Oh, I should provide a little backstory for why, at this particular time, I might care about a new phone: my HTC One (m7) has been acting strangely for several months, but as I did not have another working phone with the same SIM architecture, I had not wiped and rooted it yet.

So while I was on the road, I did some research on this new phone, waded through the hype, then waited to get an invite or catch a promo on their twitter feed (the latter panned out). Home now, I have spent the last two days playing with it -- and, as I write this, I have just finished rooting my old phone. Here are some observations and random thoughts:

The OnePlus has the highest attention to detail and build quality of any phone I've used yet. The build is better than the Samsung and HTC phones I've had. Hand-feel is great; there's no fear of it slipping. Even the package it was shipped in was sleek, durable (but recyclable and made from recycled paper), and easy to open.

The case is slick, adding shock protection and a screen cover without feeling like it adds bulk.

Cyanogen has come a long way since I last used it (~2yr ago). Really.

Google Hangout is an overinflated app that still does what I want, most of the time.

A tool that let me selectively copy-and-restore apps (just the ones I want to keep) across phones would really help. Google's "re-install all the things, now sign in again" approach is not ever what I want on a new phone.
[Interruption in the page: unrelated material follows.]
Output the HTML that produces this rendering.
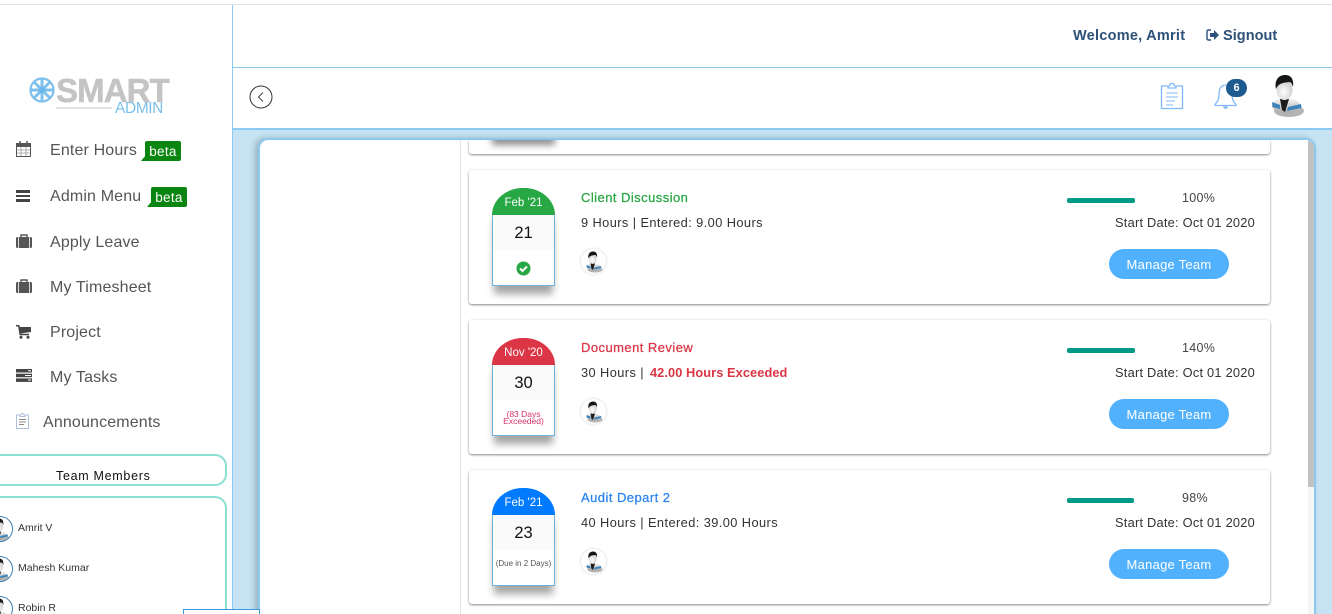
<!DOCTYPE html>
<html style="overflow:hidden"><head><meta charset="utf-8"><style>
html,body{margin:0;padding:0;background:#fff}
body{width:1332px;height:614px;overflow:hidden;position:relative;font-family:"Liberation Sans","DejaVu Sans",sans-serif;color:#333}
#w{position:absolute;left:0;top:0;width:1332px;height:614px;overflow:hidden}
.a,.t{position:absolute}
.t{white-space:nowrap;line-height:20px}
.m{font-size:16px;color:#555;letter-spacing:.15px}
.beta{position:absolute;background:#0a850f;color:#fff;font-size:13.500px;height:20px;line-height:21px;width:36px;box-sizing:border-box;border-radius:2px;text-align:center;letter-spacing:.3px}
.beta:before{content:"";position:absolute;left:-4px;bottom:0;border-style:solid;border-width:0 0 6px 5px;border-color:transparent transparent #0a850f transparent}
.card{position:absolute;left:469px;width:801px;height:134px;background:#fff;border-radius:3px;box-shadow:0 1px 2px rgba(0,0,0,.45),0 0 3px rgba(0,0,0,.06)}
.cal{position:absolute;left:23px;top:18px;width:63px;height:98px;background:#fff;border:1px solid #6db0dc;box-sizing:border-box;border-radius:31px 31px 0 0;box-shadow:0 10px 8px -2px rgba(0,0,0,.36)}
.cal .h{position:absolute;left:-1px;top:-1px;width:63px;height:27px;border-radius:31px 31px 0 0/27px 27px 0 0;color:#fff;font-size:11.500px;text-align:center;line-height:27px;padding-top:2px;box-sizing:border-box}
.cal .d{position:absolute;left:0;top:26px;width:61px;height:35px;background:#fafafa;text-align:center;font-size:16.500px;line-height:37px;color:#111}
.title{left:112px;top:18px;font-size:13px;letter-spacing:.45px;-webkit-text-stroke:.25px}
.sub{left:112px;top:43px;font-size:12.800px;color:#333;letter-spacing:.42px}
.bar{position:absolute;left:598px;top:28px;height:5px;background:#009a86;border-radius:2px}
.pct{left:713px;top:18px;font-size:12.500px;color:#444;letter-spacing:.3px}
.sd{right:15px;top:43px;font-size:12.800px;color:#333;letter-spacing:.24px}
.btn{position:absolute;left:640px;top:79px;width:120px;height:30px;border-radius:15px;background:#52b1fd;color:#fff;font-size:13px;text-align:center;line-height:31px;letter-spacing:.25px}
.av{position:absolute;left:112px;top:79px;width:25px;height:25px;border-radius:50%;background:#fff;box-shadow:0 0 3px rgba(0,0,0,.18)}
</style></head><body>
<svg width="0" height="0" style="position:absolute"><defs>
<linearGradient id="gb" x1="0" y1="0" x2="0" y2="1"><stop offset="0" stop-color="#fafafa"/><stop offset="1" stop-color="#a8a8a8"/></linearGradient>
<radialGradient id="gf" cx=".45" cy=".6" r=".7"><stop offset="0" stop-color="#ffffff"/><stop offset="1" stop-color="#c4c4c4"/></radialGradient>
<symbol id="u" viewBox="0 0 36 44"><ellipse cx="20" cy="37" rx="15" ry="6" fill="#b4b4b4"/><path d="M3 33C3 27 9 24 13 24H20C27 25 31 28 32 34 28 41 8 41 3 33Z" fill="url(#gb)"/><path d="M3 28 11 31V35L3.500 33ZM19 33 32 30 32.500 34 18 37Z" fill="#3b83ba"/><path d="M11 25H20L16 38 13 36Z" fill="#1c1c1c"/><ellipse cx="15.500" cy="16" rx="8" ry="10" fill="url(#gf)"/><path d="M7 15C5 6 10 1 16 1c6 0 9 4 8 12-1-3-2-5-4-5-4 1-10 0-13 7z" fill="#161616"/></symbol>
</defs></svg>
<div id="w">

<div class="a" style="left:0;top:4px;width:1332px;height:1px;background:#e2e2e2"></div>
<div class="a" style="left:232px;top:5px;width:1px;height:609px;background:#8cc9f0"></div>
<div class="a" style="left:233px;top:67px;width:1099px;height:1px;background:#8cc9f0"></div>
<div class="a" style="left:233px;top:128px;width:1099px;height:2px;background:#8cc9f0"></div>
<div class="a" style="left:233px;top:130px;width:1099px;height:484px;background:#c5e3f2"></div>

<div class="t" style="left:1073px;top:26px;font-size:14.500px;font-weight:bold;color:#2d5178;letter-spacing:.25px">Welcome, Amrit</div>
<svg class="a" style="left:1206px;top:29px" width="13" height="12" viewBox="0 0 13 12"><path d="M5 1H2.500Q1 1 1 2.500V9.500Q1 11 2.500 11H5" fill="none" stroke="#2d5178" stroke-width="1.400"/><path d="M4 4H8V1L13 6 8 11V8H4Z" fill="#2d5178"/></svg>
<div class="t" style="left:1223px;top:26px;font-size:14.500px;font-weight:bold;color:#2d5178;letter-spacing:.05px">Signout</div>

<svg class="a" style="left:249px;top:85px" width="24" height="24" viewBox="0 0 24 24"><circle cx="12" cy="12" r="11" fill="#fff" stroke="#333" stroke-width="1"/><path d="M14 7.500 9.500 12 14 16.500" fill="none" stroke="#444" stroke-width="1"/></svg>

<svg class="a" style="left:1160px;top:82px" width="24" height="28" viewBox="0 0 24 28" fill="none" stroke="#7fb8fc" stroke-width="1.300"><path d="M8 4H1.500V26.500H22.500V4H16"/><path d="M8 6V4.500Q10 4 10.500 1.500H13.500Q14 4 16 4.500V6Z"/><path d="M6 11H18M6 15H18M6 19H15M6 23H13" stroke-width="1"/></svg>
<svg class="a" style="left:1213px;top:82px" width="26" height="28" viewBox="0 0 26 28" fill="none" stroke="#7fb8fc" stroke-width="1.300"><path d="M13 3C7 3 6 8 6 13 6 18 4 20 2 22.500V23.500H23V22.500C20 20 19 17 19 10"/><path d="M10.500 24.500Q12.500 28 14.500 24.500" fill="#7fb8fc"/></svg>
<div class="a" style="left:1226px;top:79px;width:21px;height:18px;border-radius:10px;background:#1c5a8f;color:#fff;font-size:11px;font-weight:bold;text-align:center;line-height:18px">6</div>
<svg class="a" style="left:1269px;top:74px" width="36" height="44"><use href="#u"/></svg>

<!-- logo -->
<svg class="a" style="left:29px;top:77px" width="26" height="26" viewBox="0 0 26 26"><circle cx="13" cy="13" r="11.500" fill="none" stroke="#7ec0ec" stroke-width="2.200"/><g stroke="#7ec0ec" stroke-width="3"><path d="M13 1V25M1 13H25M4.500 4.500 21.500 21.500M21.500 4.500 4.500 21.500"/></g><circle cx="13" cy="13" r="3" fill="#69b6ea"/></svg>
<div class="t" style="left:56px;top:74px;font-size:33px;line-height:34px;font-weight:bold;color:#c4c4c4;letter-spacing:-.9px;-webkit-text-stroke:.5px #c4c4c4">SMART</div>
<div class="a" style="left:56px;top:107px;width:56px;height:2px;background:#e2e2e2"></div>
<div class="t" style="left:115px;top:99px;font-size:15.500px;color:#7cc0ea;letter-spacing:-.4px">ADMIN</div>

<!-- menu -->
<svg class="a" style="left:16px;top:141px" width="15" height="16" viewBox="0 0 15 16"><rect x=".5" y="2.500" width="14" height="13" fill="#fff" stroke="#555"/><rect x="0" y="2" width="15" height="4" fill="#555"/><path d="M5 6V15M10 6V15M1 9H14M1 12H14" stroke="#999" stroke-width=".8"/><path d="M4 0V3M11 0V3" stroke="#555" stroke-width="1.500"/></svg>
<div class="t m" style="left:50px;top:141px">Enter Hours</div>
<div class="beta" style="left:145px;top:141px">beta</div>

<div class="a" style="left:16px;top:190px;width:14px;height:2.500px;background:#444"></div>
<div class="a" style="left:16px;top:194.500px;width:14px;height:2.500px;background:#444"></div>
<div class="a" style="left:16px;top:199px;width:14px;height:2.500px;background:#444"></div>
<div class="t m" style="left:50px;top:187px">Admin Menu</div>
<div class="beta" style="left:151px;top:187px">beta</div>

<svg class="a" style="left:16px;top:234px" width="16" height="14" viewBox="0 0 16 14"><path d="M5 3V1H11V3" fill="none" stroke="#555" stroke-width="1.400"/><rect x="0" y="3" width="16" height="11" rx="1.500" fill="#555"/><path d="M2.500 3V14M13.500 3V14" stroke="#fff" stroke-width=".8"/></svg>
<div class="t m" style="left:50px;top:233px">Apply Leave</div>

<svg class="a" style="left:16px;top:279px" width="16" height="14" viewBox="0 0 16 14"><path d="M5 3V1H11V3" fill="none" stroke="#555" stroke-width="1.400"/><rect x="0" y="3" width="16" height="11" rx="1.500" fill="#555"/><path d="M2.500 3V14M13.500 3V14" stroke="#fff" stroke-width=".8"/></svg>
<div class="t m" style="left:50px;top:278px">My Timesheet</div>

<svg class="a" style="left:16px;top:325px" width="15" height="14" viewBox="0 0 15 14"><path d="M0 .8H2.800L4.200 9.500H13" fill="none" stroke="#444" stroke-width="1.500"/><path d="M3 2H15V7L4 8.500Z" fill="#444"/><circle cx="5" cy="12.300" r="1.500" fill="#444"/><circle cx="12" cy="12.300" r="1.500" fill="#444"/></svg>
<div class="t m" style="left:50px;top:323px">Project</div>

<svg class="a" style="left:16px;top:369px" width="16" height="13" viewBox="0 0 16 13"><rect width="16" height="3.500" fill="#444"/><rect y="4.700" width="16" height="3.500" fill="#444"/><rect y="9.400" width="16" height="3.500" fill="#444"/><path d="M12 1.700H15M9 6.500H15M12 11H15" stroke="#fff" stroke-width="1"/></svg>
<div class="t m" style="left:50px;top:368px">My Tasks</div>

<svg class="a" style="left:16px;top:413px" width="13" height="16" viewBox="0 0 13 16" fill="none" stroke="#aebfd8" stroke-width="1"><path d="M4 2H.5V15.500H12.500V2H9"/><path d="M4 3.500V2Q5.500 2 6 .5H7Q7.500 2 9 2V3.500Z"/><path d="M3 6.500H10M3 9H10M3 11.500H8" stroke="#888"/></svg>
<div class="t m" style="left:43px;top:413px">Announcements</div>

<div class="a" style="left:-20px;top:454px;width:247px;height:32px;border:2px solid #8be0d3;box-sizing:border-box;border-radius:12px"></div>
<div class="t" style="left:56px;top:466px;font-size:12.500px;color:#111;letter-spacing:.7px">Team Members</div>
<div class="a" style="left:-20px;top:496px;width:247px;height:140px;border:2px solid #8be0d3;border-bottom:0;box-sizing:border-box;border-radius:12px 12px 0 0"></div>

<div class="a" style="left:-13px;top:516px;width:24px;height:24px;border-radius:50%;border:1px solid #3c7fb4;overflow:hidden;background:#fff"><svg style="position:absolute;left:2px;top:1px" width="20" height="24"><use href="#u"/></svg></div>
<div class="t" style="left:18px;top:518px;font-size:10.500px;color:#333">Amrit V</div>
<div class="a" style="left:-13px;top:556px;width:24px;height:24px;border-radius:50%;border:1px solid #3c7fb4;overflow:hidden;background:#fff"><svg style="position:absolute;left:2px;top:1px" width="20" height="24"><use href="#u"/></svg></div>
<div class="t" style="left:18px;top:558px;font-size:10.500px;color:#333">Mahesh Kumar</div>
<div class="a" style="left:-13px;top:596px;width:24px;height:24px;border-radius:50%;border:1px solid #3c7fb4;overflow:hidden;background:#fff"><svg style="position:absolute;left:2px;top:1px" width="20" height="24"><use href="#u"/></svg></div>
<div class="t" style="left:18px;top:598px;font-size:10.500px;color:#333">Robin R</div>

<!-- panel -->
<div class="a" style="left:258px;top:138px;width:1058px;height:490px;background:#fff;border:2px solid #8cc9f0;box-sizing:border-box;border-radius:10px;box-shadow:-3px 0 6px rgba(0,0,0,.22);overflow:hidden">
<div class="a" style="left:200px;top:0;width:1px;height:490px;background:#e4e4e4"></div>
<div class="a" style="left:1048px;top:0;width:6px;height:347px;background:#c1c1c1"></div>
<div class="a" style="left:1048px;top:347px;width:6px;height:140px;background:#f5f5f5"></div>
</div>

<!-- partial top card -->
<div class="a" style="left:469px;top:140px;width:801px;height:14px;background:#fff;border-radius:0 0 3px 3px;box-shadow:0 1px 2px rgba(0,0,0,.45);overflow:visible">
<div class="a" style="left:0;top:0;width:801px;height:14px;overflow:hidden"><div class="a" style="left:23px;top:-10px;width:63px;height:10px;box-shadow:0 5px 7px 0 rgba(0,0,0,.45)"></div></div>
</div>

<!-- card 1 -->
<div class="card" style="top:170px">
<div class="cal"><div class="h" style="background:#28a745">Feb '21</div><div class="d">21</div>
<svg class="a" style="left:23px;top:72px" width="15" height="15" viewBox="0 0 15 15"><circle cx="7.500" cy="7.500" r="7" fill="#28a745"/><path d="M4 7.500 6.500 10 11 5.500" fill="none" stroke="#fff" stroke-width="2"/></svg></div>
<div class="t title" style="color:#28a745">Client Discussion</div>
<div class="t sub">9 Hours | Entered: 9.00 Hours</div>
<div class="av"><svg style="position:absolute;left:4px;top:2px" width="18" height="22"><use href="#u"/></svg></div>
<div class="bar" style="width:68px"></div><div class="t pct">100%</div><div class="t sd">Start Date: Oct 01 2020</div><div class="btn">Manage Team</div>
</div>

<!-- card 2 -->
<div class="card" style="top:320px">
<div class="cal"><div class="h" style="background:#dc3545">Nov '20</div><div class="d">30</div>
<div class="a" style="left:0;top:72px;width:61px;text-align:center;font-size:8.500px;line-height:7px;color:#d6336c">(83 Days<br>Exceeded)</div></div>
<div class="t title" style="color:#dc3545">Document Review</div>
<div class="t sub">30 Hours | <span style="color:#dc3545;font-weight:bold;letter-spacing:.08px;margin-left:2px">42.00 Hours Exceeded</span></div>
<div class="av"><svg style="position:absolute;left:4px;top:2px" width="18" height="22"><use href="#u"/></svg></div>
<div class="bar" style="width:68px"></div><div class="t pct">140%</div><div class="t sd">Start Date: Oct 01 2020</div><div class="btn">Manage Team</div>
</div>

<!-- card 3 -->
<div class="card" style="top:470px">
<div class="cal"><div class="h" style="background:#007bff">Feb '21</div><div class="d">23</div>
<div class="a" style="left:0;top:69px;width:61px;text-align:center;font-size:8px;line-height:12px;color:#555;white-space:nowrap">(Due in 2 Days)</div></div>
<div class="t title" style="color:#2b84f0">Audit Depart 2</div>
<div class="t sub">40 Hours | Entered: 39.00 Hours</div>
<div class="av"><svg style="position:absolute;left:4px;top:2px" width="18" height="22"><use href="#u"/></svg></div>
<div class="bar" style="width:67px"></div><div class="t pct">98%</div><div class="t sd">Start Date: Oct 01 2020</div><div class="btn">Manage Team</div>
</div>

<div class="a" style="left:183px;top:609px;width:77px;height:5px;background:#fff;border:1px solid #3a9ad9;border-bottom:0;box-sizing:border-box"></div>
</div>
</body></html>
This is just as bad of a user experience now as it was in 2009.

I am going to carry two phones (one work, one personal) again. Haven't done this in five years, but I need to build a little more separation between work and life, then make more time for having a life, and this is how I'm starting.

With a new phone.

Starting a blog

I used to blog, like, a really long time ago, when I was hacking on MySQL replication tools and doing some database consulting (*). Then, well, I stopped. I think it's because I changed jobs and started talking with people more often, and didn't make the time to copy-edit my posts enough to be comfortable posting them.

So.

I will not copy edit. I will not copy edit. I just copy edited this line....

Damn. Old habits die hard. Anyway, I'm starting to blog again. Except it's on a new domain, and with FAR less polish. Be warned!